Full control of Foča came on 14 April, when Serbian forces managed to drive Muslim snipers out of the skyscrapers (from which Muslim snipers controlled the entire city) with concentrated artillery fire. After the fall of the settlement of Donje Polje, where the strongest resistance was offered, the Muslim defenses began to collapse, and by 17 April most of the Muslim forces had abandoned the city, including a large part of the civilian population.

The capture of Foča was a major success for the Serbs in their offensive in Podrinje, but battles still had to be fought with sabotage by several Muslim groups scattered throughout the city. It was not until late July that Serbian fighters managed to fully secure the area, following this many crimes against Muslims and Croats were committed by forces under command of Arkan and Vojislav Šešelj.

In the following days, two VRS tactical groups were formed in Višegrad and Foča, which actively participated in the battles for the Trnovo-Goražde corridor, which the Muslims were trying to establish. The fighting in Podrinje in 1992 spread to the triangle between Rogatica, Višegrad and Goražde, along both banks of the Drina.
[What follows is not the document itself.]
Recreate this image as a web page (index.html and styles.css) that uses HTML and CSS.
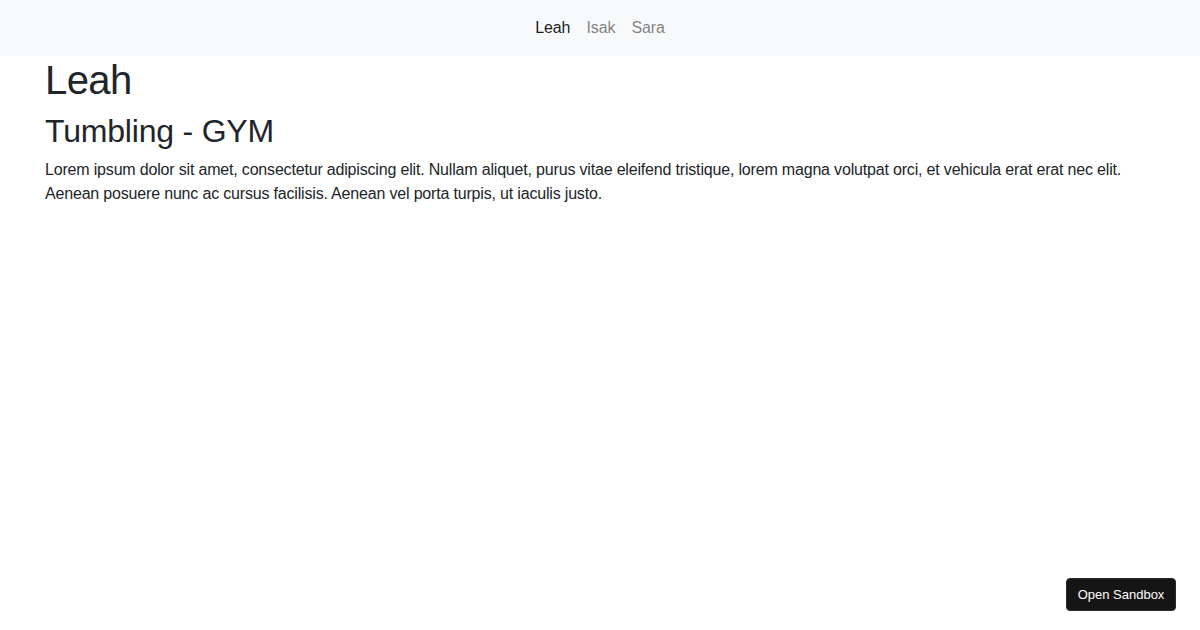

== Mass murders in Foča ==
The Gornja Josanica massacre took place in December 1992. The Višegrad Brigade of the Army of the Republic of Bosnia and Herzegovina committed a war crime against Serbs, mostly civilians, in the village of Gornja Jošanica near Foča. 56 villagers were killed, many of them in a gruesome manner, by cutting off body parts. Among the victims were 21 women and three children, who had come from Foča the previous day with their parents to celebrate St. Nicholas Day in the village. About a dozen hamlets of Gornja Jošanica in the municipality of Foča were wiped off the map, not only houses but also auxiliary buildings were burned down, along with the weak, livestock were also killed, and where they managed to do so, the criminals even cut down fruit trees.

The VRS also committed serious and brutal crimes including killings, mass rapes, and the deliberate destruction of Bosniak property and cultural sites in a campaign of ethnic cleansing, with 2,707 deaths and over 21,000 Bosniak Muslims being displaced.